Data from a climate vulnerability monitor for 184 nations are now available via an interactive online portal, making them more accessible to researchers, academics and policymakers worldwide.
The data are based on the Climate Vulnerability Monitor report, first released at the UN climate conference (COP 16) in Cancun, Mexico, in 2010, and updated in September 2012.
The revised data are now available through a searchable Online Data Portal — launched last month (14 February) — which aims to serve as a reference for less developed countries to help them devise strategies for climate change adaptation.
The monitor is co-published by DARA, a non-profit research organisation based in Spain, and its Climate Vulnerable Forum, a network of countries that are heavily affected by climate change.
- Climate Vulnerability Monitor for 184 countries has been launched
- Focus areas include fisheries, biodiversity and drought
- Designers hope it will boost access to data locally and inform national debates
The 2010 edition of the report considered four indicators: weather and environmental disasters; health impacts; habitat loss; and economic stress. The revised report takes into account 34 areas of climate-related concern, including fisheries, biodiversity, oil spills, droughts, agriculture, and vector-borne diseases.

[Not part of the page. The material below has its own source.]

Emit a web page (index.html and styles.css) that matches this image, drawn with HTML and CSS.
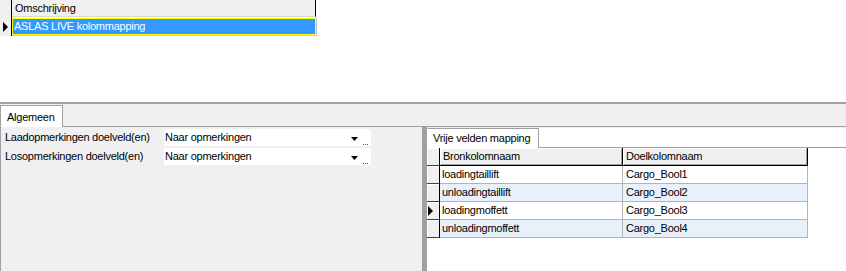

"The revised monitor has a new section of analysis labelled 'carbon', focusing on the socio-economic ramifications of pursuing carbon-intensive and climate unsafe activities," Matthew McKinnon, editor of the Climate Vulnerability Monitor, tells SciDev.Net.
It draws on peer-reviewed scientific literature and datasets released by the UN, World Bank and Intergovernmental Panel on Climate Change (IPCC).
But it adds value to the existing reports by extracting climate change data individually for 184 countries from published reports, such as IPCC assessment reports, its designers say.
"Our reports have a specific challenge and focus — to assess the impact of the climate change challenge in socio-economic terms with estimates of impact and vulnerability for 184 countries for 2010 and 2030," says McKinnon. "The IPCC has a much broader focus that goes further into the future."
Country-wise analyses for economic costs and mortality resulting from climate change in 2010 and 2030 are available on the data portal.
"The data portal will now provide the public, and all interested parties, with direct access to the full set of statistical information that was published in the Monitor last September," McKinnon explains. "The portal allows download, sorting and interactive screen views of the entire Monitor's data, including world maps and also two-page country profiles."
Saleemul Huq, a senior fellow in the climate change group at the International Institute for Environment and Development, and a member of the monitor's advisory panel, tells SciDev.Net: "We hope that with the online version, more people will access and use the Monitor at a national level. So far, it's been primarily used to inform policy and debate at the global level."